Oh that we as the people of God would discover this wonderful secret of the Macedonians who out of their own poverty begged for the privilege to give. You see it’s easy to volunteer when we have extra time or to give out of our riches and overflow beyond need. It’s something deeper to volunteer at the sacrifice of other things getting done or to give out of our need. But once you discover this overflow of joy in God and find yourself motivated to give and volunteer for the pure delight of serving God you will find that the time and resource you give will almost seem as nothing. We come to this place by understanding that all we have is a gift from God. All my time each day is a gift from God. All my talents, skills and abilities are a gift from God. All my resources have their root in the provision of God. The job I have, the family I have, the home I live in, and the church I attend are all gifts from God. All that I am and all that I will ever be is a gift from God. The very air I breathe, the food I eat and every heartbeat is a gift from God. Whatever I accomplish or attain is from God. This is why I say all the time that anything you find good in me or about me is from God. When you know that God is the giver of all these things, you can see the privilege rather than the duty of giving and serving. Once you come to this place with your relationship with God you cease to measure your involvement with the involvement of others. You cease to count the hours or the amount of resources you give. You become free to enjoy being a gift to God and others and you discover that the time you give is never missed for God somehow grants you the ability to get all that you need personally to get done. When you discover that God is your source, you give without fear for you know that He will somehow add back to you. But neither of these things motivate you. You are motivated simply out of the overflow of joy in God.

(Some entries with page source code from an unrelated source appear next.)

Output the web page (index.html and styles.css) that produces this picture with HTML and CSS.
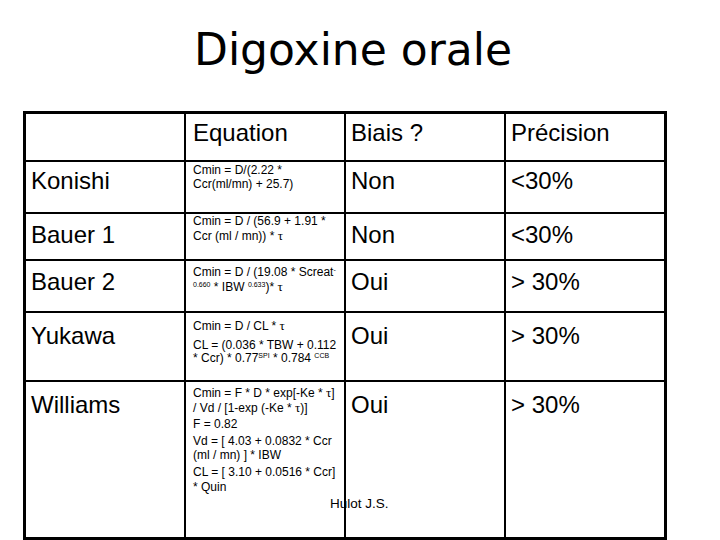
FILE: index.html
```html
<!DOCTYPE html>
<html lang="fr">
<head>
<meta charset="utf-8">
<title>Digoxine orale</title>
<link rel="stylesheet" href="styles.css">
</head>
<body>
<div class="slide">
  <h1 class="title">Digoxine orale</h1>
  <div class="grid">
    <div class="cell big head"></div>
    <div class="cell big head eqcol">Equation</div>
    <div class="cell big head">Biais ?</div>
    <div class="cell big head">Précision</div>

    <div class="cell big row-k">Konishi</div>
    <div class="cell eq eq-k"><p>Cmin = D/(2.22 *<br>Ccr(ml/mn) + 25.7)</p></div>
    <div class="cell big row-k">Non</div>
    <div class="cell big row-k">&lt;30%</div>

    <div class="cell big">Bauer 1</div>
    <div class="cell eq eq-b1"><p>Cmin = D / (56.9 + 1.91 *<br>Ccr (ml / mn)) * <span class="tau">τ</span></p></div>
    <div class="cell big">Non</div>
    <div class="cell big">&lt;30%</div>

    <div class="cell big">Bauer 2</div>
    <div class="cell eq eq-b2"><p>Cmin = D / (19.08 * Screat<sup>-</sup><br><sup>0.660</sup> * IBW <sup>0.633</sup>)* <span class="tau">τ</span></p></div>
    <div class="cell big">Oui</div>
    <div class="cell big">&gt; 30%</div>

    <div class="cell big row-low">Yukawa</div>
    <div class="cell eq eq-y"><p>Cmin = D / CL * <span class="tau">τ</span></p><p class="gap">CL = (0.036 * TBW + 0.112<br>* Ccr) * 0.77<sup>SPI</sup> * 0.784 <sup>CCB</sup></p></div>
    <div class="cell big row-low">Oui</div>
    <div class="cell big row-low">&gt; 30%</div>

    <div class="cell big row-low">Williams</div>
    <div class="cell eq eq-w"><p>Cmin = F * D * exp[-Ke * <span class="tau">τ</span>]<br>/ Vd / [1-exp (-Ke * <span class="tau">τ</span>)]</p><p>F = 0.82</p><p>Vd = [ 4.03 + 0.0832 * Ccr<br>(ml / mn) ] * IBW</p><p>CL = [ 3.10 + 0.0516 * Ccr]<br>* Quin</p></div>
    <div class="cell big row-low">Oui</div>
    <div class="cell big row-low">&gt; 30%</div>
  </div>
  <div class="note">Hulot J.S.</div>
</div>
</body>
</html>
```
FILE: styles.css
```css
html, body {
  margin: 0;
  padding: 0;
  background: #fff;
}
body {
  width: 720px;
  height: 540px;
  overflow: hidden;
  color: #000;
  font-family: "Liberation Sans", Arial, sans-serif;
}
.slide {
  position: relative;
  width: 720px;
  height: 540px;
}
.title {
  margin: 0;
  padding: 25px 0 0 194px;
  height: 50px;
  font-family: "DejaVu Sans", Verdana, sans-serif;
  font-weight: normal;
  font-size: 44px;
  line-height: 50px;
  white-space: nowrap;
}
.grid {
  box-sizing: border-box;
  margin: 36px 0 0 23px;
  width: 644px;
  height: 429px;
  border: 3px solid #000;
  display: grid;
  grid-template-columns: 160px 160px 160px 158px;
  grid-template-rows: 48px 52px 47px 52px 69px 155px;
}
.cell {
  box-sizing: border-box;
  border-right: 2px solid #000;
  border-bottom: 2px solid #000;
  padding: 0 0 0 5px;
  overflow: visible;
}
.cell:nth-child(4n) {
  border-right: none;
}
.cell:nth-last-child(-n+4) {
  border-bottom: none;
}
.big {
  font-size: 24px;
  line-height: 28px;
  padding-top: 7px;
  white-space: nowrap;
}
.big.head {
  padding-top: 5px;
}
.big.row-k {
  padding-top: 5px;
}
.big.row-low {
  padding-top: 9px;
}
.eqcol {
  padding-left: 7px;
}
.eq {
  padding: 3px 0 0 7px;
  font-size: 12px;
  line-height: 13.5px;
  white-space: nowrap;
}
.eq p {
  margin: 0;
}
.eq .gap {
  margin-top: 5px;
}
.eq-k { padding-top: 2px; }
.eq-b1 { padding-top: 1px; }
.eq-b2 { padding-top: 5px; }
.eq-y { padding-top: 6px; }
.eq-w {
  padding-top: 4px;
  line-height: 14.6px;
}
.eq-w p + p {
  margin-top: 2px;
}
.tau {
  font-family: "Liberation Serif", "Times New Roman", serif;
  font-size: 13px;
}
sup {
  font-size: 7px;
  line-height: 0;
  vertical-align: 4px;
}
.note {
  position: absolute;
  left: 330px;
  top: 496px;
  font-size: 13.5px;
  line-height: 15px;
  white-space: nowrap;
}
```
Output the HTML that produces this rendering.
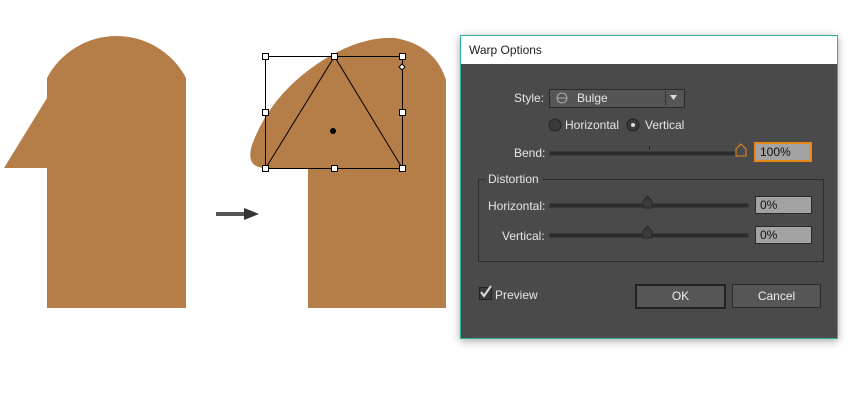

After all these years of serving God and serving the church; in spite of the difficulties and struggles, I can say I find it still a delight and something I look forward to with joy, delight and enthusiasm. It is such a need now that when I’m not able to give or serve, it almost feels like depression. Maybe I’m just a God junkie who needs their fix everyday. But I can say that serving God is the most satisfying thing any human can do and I pray that you find that place of overflowing joy in your life.